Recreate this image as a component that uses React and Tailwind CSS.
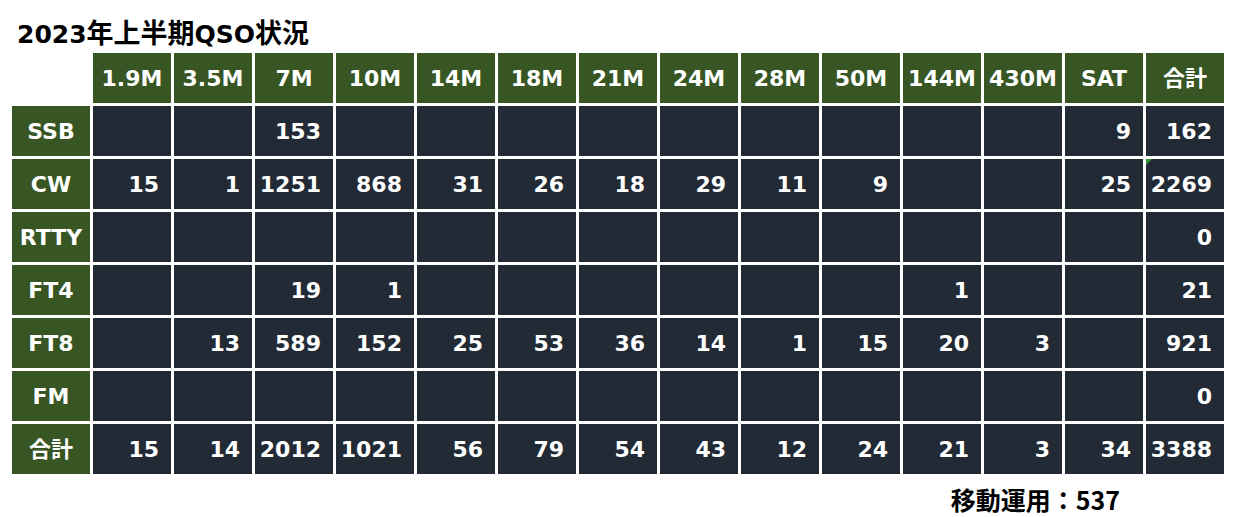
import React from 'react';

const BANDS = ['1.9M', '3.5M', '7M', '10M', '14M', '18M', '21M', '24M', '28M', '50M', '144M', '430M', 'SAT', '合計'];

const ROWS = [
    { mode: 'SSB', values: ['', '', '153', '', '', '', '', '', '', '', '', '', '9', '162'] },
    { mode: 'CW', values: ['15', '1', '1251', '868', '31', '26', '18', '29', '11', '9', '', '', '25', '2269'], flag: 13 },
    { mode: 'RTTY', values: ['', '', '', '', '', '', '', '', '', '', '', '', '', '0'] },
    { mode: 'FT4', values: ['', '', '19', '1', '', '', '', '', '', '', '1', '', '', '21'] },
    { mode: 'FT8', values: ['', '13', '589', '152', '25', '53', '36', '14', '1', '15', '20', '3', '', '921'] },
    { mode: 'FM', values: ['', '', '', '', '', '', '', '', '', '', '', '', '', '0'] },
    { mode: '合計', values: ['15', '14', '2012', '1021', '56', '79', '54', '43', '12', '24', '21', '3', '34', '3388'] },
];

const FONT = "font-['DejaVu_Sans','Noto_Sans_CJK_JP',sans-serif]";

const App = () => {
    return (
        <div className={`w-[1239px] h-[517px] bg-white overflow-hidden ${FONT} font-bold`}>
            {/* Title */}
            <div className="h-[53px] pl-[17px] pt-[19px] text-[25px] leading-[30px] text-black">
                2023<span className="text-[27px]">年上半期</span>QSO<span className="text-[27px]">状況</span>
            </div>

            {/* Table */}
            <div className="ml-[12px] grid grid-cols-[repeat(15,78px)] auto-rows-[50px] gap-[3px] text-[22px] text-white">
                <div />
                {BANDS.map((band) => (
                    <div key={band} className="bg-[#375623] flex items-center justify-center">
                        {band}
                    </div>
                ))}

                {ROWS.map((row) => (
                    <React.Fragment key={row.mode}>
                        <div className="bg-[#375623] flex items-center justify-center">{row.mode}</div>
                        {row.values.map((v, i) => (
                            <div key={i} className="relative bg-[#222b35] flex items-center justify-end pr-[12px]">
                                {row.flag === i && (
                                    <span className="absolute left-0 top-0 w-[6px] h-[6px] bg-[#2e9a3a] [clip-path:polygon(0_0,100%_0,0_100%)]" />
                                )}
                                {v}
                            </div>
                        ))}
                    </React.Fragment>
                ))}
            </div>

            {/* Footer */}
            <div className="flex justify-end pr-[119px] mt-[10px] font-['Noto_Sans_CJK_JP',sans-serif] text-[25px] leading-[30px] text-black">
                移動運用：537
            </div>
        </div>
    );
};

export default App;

----------------------------------------

*Task prompt*
Except for the pictures, copy the material above exactly.

*Final result*
Recreate this image as a component that uses React and Tailwind CSS.
import React from 'react';

const BANDS = ['1.9M', '3.5M', '7M', '10M', '14M', '18M', '21M', '24M', '28M', '50M', '144M', '430M', 'SAT', '合計'];

const ROWS = [
    { mode: 'SSB', values: ['', '', '153', '', '', '', '', '', '', '', '', '', '9', '162'] },
    { mode: 'CW', values: ['15', '1', '1251', '868', '31', '26', '18', '29', '11', '9', '', '', '25', '2269'], flag: 13 },
    { mode: 'RTTY', values: ['', '', '', '', '', '', '', '', '', '', '', '', '', '0'] },
    { mode: 'FT4', values: ['', '', '19', '1', '', '', '', '', '', '', '1', '', '', '21'] },
    { mode: 'FT8', values: ['', '13', '589', '152', '25', '53', '36', '14', '1', '15', '20', '3', '', '921'] },
    { mode: 'FM', values: ['', '', '', '', '', '', '', '', '', '', '', '', '', '0'] },
    { mode: '合計', values: ['15', '14', '2012', '1021', '56', '79', '54', '43', '12', '24', '21', '3', '34', '3388'] },
];

const FONT = "font-['DejaVu_Sans','Noto_Sans_CJK_JP',sans-serif]";

const App = () => {
    return (
        <div className={`w-[1239px] h-[517px] bg-white overflow-hidden ${FONT} font-bold`}>
            {/* Title */}
            <div className="h-[53px] pl-[17px] pt-[19px] text-[25px] leading-[30px] text-black">
                2023<span className="text-[27px]">年上半期</span>QSO<span className="text-[27px]">状況</span>
            </div>

            {/* Table */}
            <div className="ml-[12px] grid grid-cols-[repeat(15,78px)] auto-rows-[50px] gap-[3px] text-[22px] text-white">
                <div />
                {BANDS.map((band) => (
                    <div key={band} className="bg-[#375623] flex items-center justify-center">
                        {band}
                    </div>
                ))}

                {ROWS.map((row) => (
                    <React.Fragment key={row.mode}>
                        <div className="bg-[#375623] flex items-center justify-center">{row.mode}</div>
                        {row.values.map((v, i) => (
                            <div key={i} className="relative bg-[#222b35] flex items-center justify-end pr-[12px]">
                                {row.flag === i && (
                                    <span className="absolute left-0 top-0 w-[6px] h-[6px] bg-[#2e9a3a] [clip-path:polygon(0_0,100%_0,0_100%)]" />
                                )}
                                {v}
                            </div>
                        ))}
                    </React.Fragment>
                ))}
            </div>

            {/* Footer */}
            <div className="flex justify-end pr-[119px] mt-[10px] font-['Noto_Sans_CJK_JP',sans-serif] text-[25px] leading-[30px] text-black">
                移動運用：537
            </div>
        </div>
    );
};

export default App;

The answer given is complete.